Вот так просто происходит убиение того, чем жив человек, народ, человечество. Были, конечно, варианты куда страшнее, с пытками, вымученными самооговорами, беспределом уголовников...
Булгаков изобразил состояние обыденное, которое в замордованном обществе воспринималось даже как благополучное, как особая милость судьбы или власти.

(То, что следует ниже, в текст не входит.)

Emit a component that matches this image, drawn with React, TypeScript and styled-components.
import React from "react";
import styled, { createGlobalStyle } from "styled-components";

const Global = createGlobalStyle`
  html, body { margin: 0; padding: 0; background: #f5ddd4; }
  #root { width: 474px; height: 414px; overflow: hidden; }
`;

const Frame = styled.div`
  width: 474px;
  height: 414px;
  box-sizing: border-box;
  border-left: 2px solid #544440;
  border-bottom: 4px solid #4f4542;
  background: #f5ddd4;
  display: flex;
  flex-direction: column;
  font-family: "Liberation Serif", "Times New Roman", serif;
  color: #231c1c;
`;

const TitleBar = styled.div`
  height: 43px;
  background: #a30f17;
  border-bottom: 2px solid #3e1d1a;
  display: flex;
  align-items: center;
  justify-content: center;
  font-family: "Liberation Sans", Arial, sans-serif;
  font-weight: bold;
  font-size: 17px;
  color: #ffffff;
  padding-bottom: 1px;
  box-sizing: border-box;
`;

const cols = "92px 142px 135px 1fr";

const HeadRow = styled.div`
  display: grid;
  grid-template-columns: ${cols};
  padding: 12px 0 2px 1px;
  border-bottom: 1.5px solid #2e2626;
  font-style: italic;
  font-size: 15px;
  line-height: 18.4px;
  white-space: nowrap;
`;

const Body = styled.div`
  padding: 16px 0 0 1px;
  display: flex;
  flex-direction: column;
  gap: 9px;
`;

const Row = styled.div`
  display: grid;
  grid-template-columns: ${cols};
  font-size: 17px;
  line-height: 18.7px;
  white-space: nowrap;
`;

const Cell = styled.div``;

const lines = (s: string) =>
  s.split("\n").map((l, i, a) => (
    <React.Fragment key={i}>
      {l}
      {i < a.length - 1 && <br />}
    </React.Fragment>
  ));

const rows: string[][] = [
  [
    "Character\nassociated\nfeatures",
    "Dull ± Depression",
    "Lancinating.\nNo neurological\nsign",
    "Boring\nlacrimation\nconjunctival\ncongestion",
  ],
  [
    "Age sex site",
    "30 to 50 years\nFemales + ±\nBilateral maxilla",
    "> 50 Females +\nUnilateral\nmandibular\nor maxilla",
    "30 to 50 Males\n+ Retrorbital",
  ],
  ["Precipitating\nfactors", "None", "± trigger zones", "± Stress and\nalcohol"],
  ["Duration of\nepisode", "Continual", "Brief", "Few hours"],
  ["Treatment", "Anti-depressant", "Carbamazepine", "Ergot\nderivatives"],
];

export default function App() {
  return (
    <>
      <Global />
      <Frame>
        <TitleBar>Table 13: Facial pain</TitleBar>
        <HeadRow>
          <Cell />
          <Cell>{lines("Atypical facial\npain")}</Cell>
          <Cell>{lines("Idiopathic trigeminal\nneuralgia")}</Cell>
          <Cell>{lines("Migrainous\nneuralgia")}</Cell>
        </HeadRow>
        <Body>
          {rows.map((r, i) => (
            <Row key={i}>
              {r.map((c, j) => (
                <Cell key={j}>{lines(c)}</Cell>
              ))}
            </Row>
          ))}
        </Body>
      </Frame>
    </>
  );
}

Высказанные предположения не исчерпывают вопроса о замысле романа. Могут быть выдвинуты и обоснованы и другие. Но как бы ни трактовать замысел, какие бы стороны повествования ни отыскивать, вряд ли можно будет обойтись без размышлений о связи темы Христа и Пилата с судьбой послереволюционной России. Это помогают понять и некоторые литературные сопоставления. Есть рассказ Варлама Шаламова «Прокуратор Иудеи» (1965), который прямо связан с рассказом Анатоля Франса, имеющим то же название (1891). Французский писатель, великий мастер аналитической иронии, изображает Пилата, который через 17 лет начисто забыл об Иисусе: мало ли было подобных случаев! Но рассказ Франса не противоречит догадке о том, что забывание может быть результатом волевого усилия — самосохранения от слишком уж ранящих воспоминаний. Именно такова версия Шаламова. Это рассказ о военном враче, заведующем хирургическим отделением каторжной больницы на Колыме, куда он прибыл после фронта, чтобы хорошо заработать. Врач-фронтовик потерял присутствие духа, растерялся, увидев поток раненых, которые доставлялись в больницу после подавления бунта заключенных на пароходе «Ким»: такого он не видел и на фронте. Еще бы! Бунтарей смиряли бешеными струями ледяной забортной воды на сорокаградусном морозе... Заведующий «умыл руки» в пилатовском смысле — ушел в сторону, охотно передав свои обязанности врачу из заключенных. И начисто забыл об этом случае через 17 лет, хотя все остальное, вплоть до имен медсестер и чинов начальства, помнил великолепно. Трехстраничный рассказ Шаламова неожиданно и необычайно остро связал евангельскую трагедию с самыми черными страницами российской истории XX века — с колымской каторгой, где автор пробыл 17 лет.
Шаламов не знал «Мастера и Маргариты», когда писал свой рассказ. Работая в ином ином жанре и стиле, он шел в том же направлении, что и Булгаков: у них одна школа русской литературной классики и русской истории. И оба они знали, какое отношение имеет Пилат к Москве, Колыме, России, Иудее и ко всему человеческому миру.